** START OF RECORDED DATA **
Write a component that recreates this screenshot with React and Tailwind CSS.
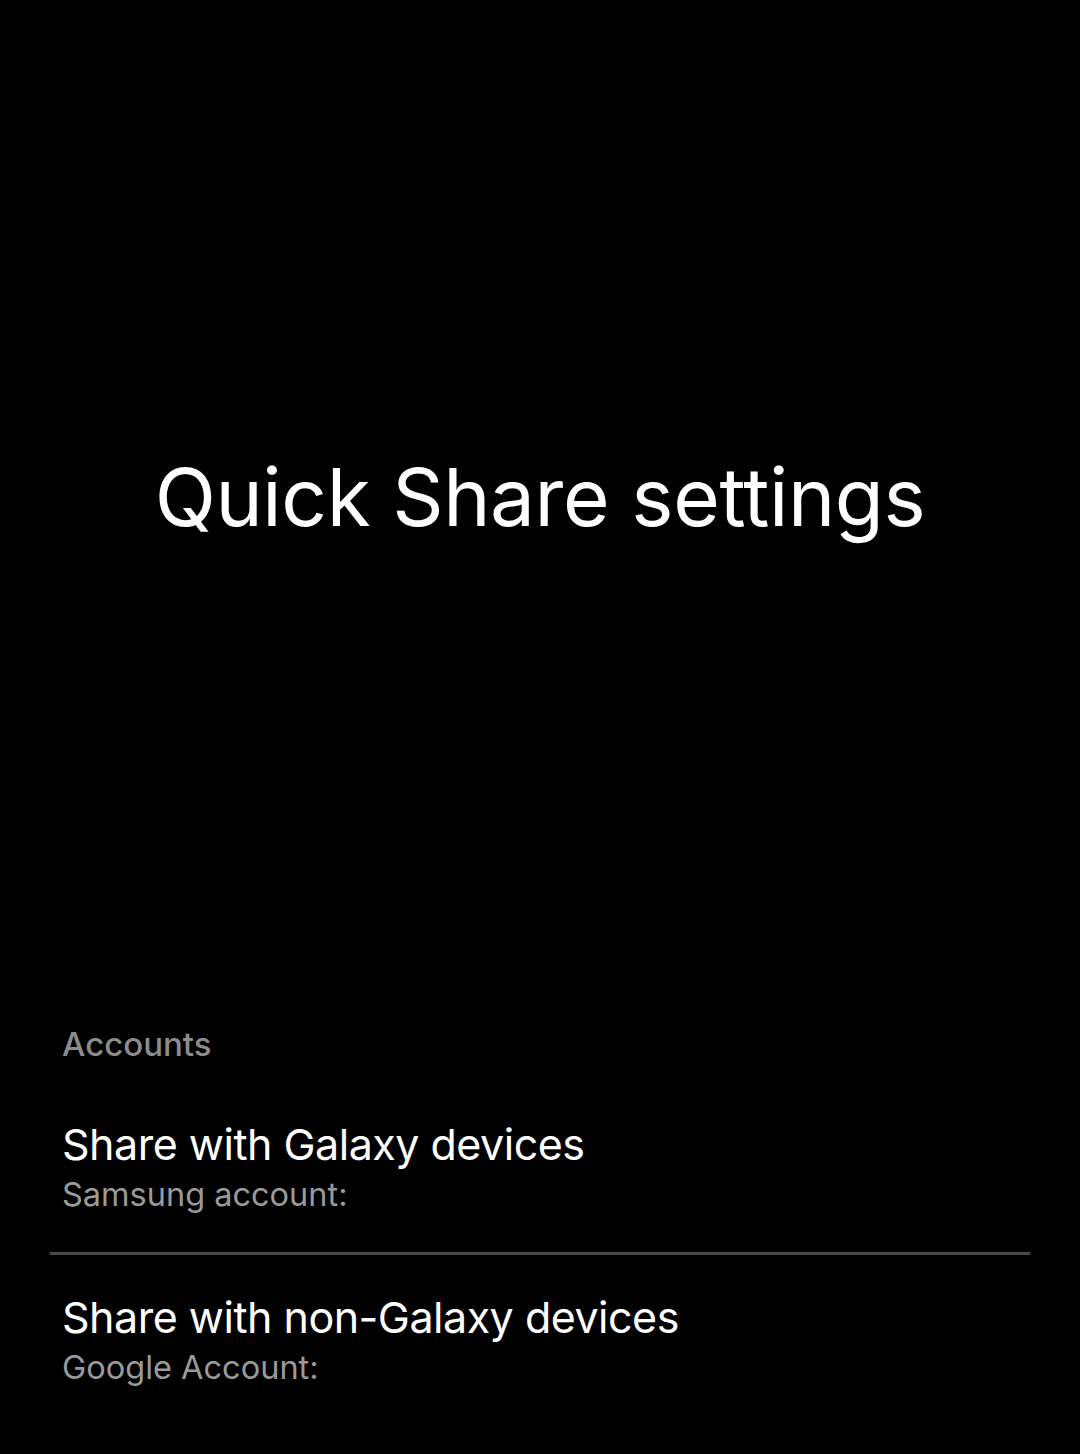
import React from "react";

const font = { fontFamily: "Inter, 'Noto Sans', sans-serif" };

function AccountRow({ title, subtitle, className = "" }) {
  return (
    <div className={`px-[62px] ${className}`}>
      <div className="text-[43px] leading-[52px] text-white tracking-[-0.5px]">{title}</div>
      <div className="text-[32.5px] leading-[40px] text-[#9a9a9a] mt-[5px]">{subtitle}</div>
    </div>
  );
}

export default function App() {
  return (
    <div className="h-[1454px] w-full bg-black flex flex-col" style={font}>
      <header className="h-[994px] flex items-center justify-center">
        <h1 className="text-[80px] text-white tracking-[-0.4px]">Quick Share settings</h1>
      </header>

      <section className="flex flex-col">
        <div className="px-[62px] pt-[28px] pb-[34px] text-[33px] font-medium text-[#8c8c8c] leading-[44px]">
          Accounts
        </div>
        <AccountRow className="pt-[18px] pb-[33px]" title="Share with Galaxy devices" subtitle="Samsung account:" />
        <div className="mx-[50px] h-[3px] bg-[#4a4a4a] mt-[4px]" />
        <AccountRow className="pt-[36px]" title="Share with non-Galaxy devices" subtitle="Google Account:" />
      </section>
    </div>
  );
}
** END OF RECORDED DATA **
■ **WHAT YOU SHOULD DO**
Exclude every picture and copy the remaining data exactly.

■ **OUTPUT FOR THIS EXERCISE**
Write a component that recreates this screenshot with React and Tailwind CSS.
import React from "react";

const font = { fontFamily: "Inter, 'Noto Sans', sans-serif" };

function AccountRow({ title, subtitle, className = "" }) {
  return (
    <div className={`px-[62px] ${className}`}>
      <div className="text-[43px] leading-[52px] text-white tracking-[-0.5px]">{title}</div>
      <div className="text-[32.5px] leading-[40px] text-[#9a9a9a] mt-[5px]">{subtitle}</div>
    </div>
  );
}

export default function App() {
  return (
    <div className="h-[1454px] w-full bg-black flex flex-col" style={font}>
      <header className="h-[994px] flex items-center justify-center">
        <h1 className="text-[80px] text-white tracking-[-0.4px]">Quick Share settings</h1>
      </header>

      <section className="flex flex-col">
        <div className="px-[62px] pt-[28px] pb-[34px] text-[33px] font-medium text-[#8c8c8c] leading-[44px]">
          Accounts
        </div>
        <AccountRow className="pt-[18px] pb-[33px]" title="Share with Galaxy devices" subtitle="Samsung account:" />
        <div className="mx-[50px] h-[3px] bg-[#4a4a4a] mt-[4px]" />
        <AccountRow className="pt-[36px]" title="Share with non-Galaxy devices" subtitle="Google Account:" />
      </section>
    </div>
  );
}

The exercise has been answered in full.